Risk metrics are very subdued – market feels clueless on the potential impact of all of this – corporate credit spreads, EM spreads, have hardly picked up in recent session.  BUT Asian FX beginning to move a bit more – and select Asian markets – KRW and KOSPI, USDSGD ramping up above  200-day moving average, etc…

This from our Quant Strategist on VIX:

The VIX Index is higher again this afternoon trading just below 20 and getting more nervous as we get closer to US session open and China’s retaliation putting tariffs on additional $60bn of US goods. South Korea equities are a good proxy on US-China trade war and China macro and this market is sending out stress signals with all of 2019 gains almost erased as of today.
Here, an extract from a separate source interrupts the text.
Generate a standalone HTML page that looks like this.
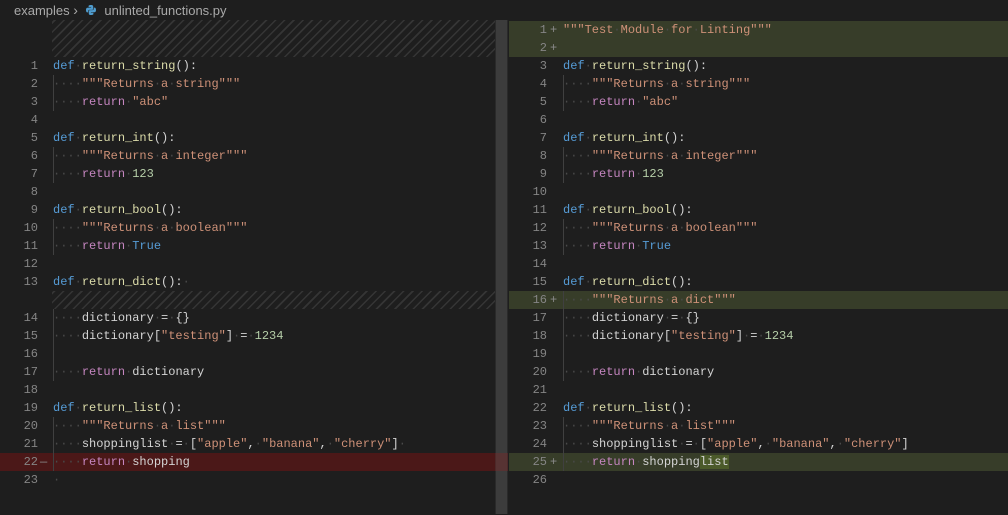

The 22 level on the VIX Index is the turning point between bull markets and bear, and also commonly believed to be the long-term equilibrium in the VIX term structure. So investors should carefully watch this index for guidance on downside dynamics. In addition data suggest S&P 500 futures depth (limit order book) is thin, so system is fragile to shocks.

 

And on VIX positioning in the futures market from Ole S Hansen:

• Plenty of unwinding of short positions still to be seen on renewed stock market weakness.
• Since the through at 14.25% on the May VIX future at the beginning of the month the subsequent spike and retracement has only triggered a 10% reduction in the Open Interest to 399,000 lots.

As of last Tuesday the speculative record short had been cut by 17% to 150,000 lots (COT report):

 

Conclusion: 

Increased risk of additional short covering still to be done as the market has made a dramatic shift into backwardation since Friday. Short positions are being hurt not only on the rise in volatility but also to the increased cost of rolling positions further out the curve. The May to June spread has jumped from 0.65% contango on Friday to a current backwardation of  -0.55%.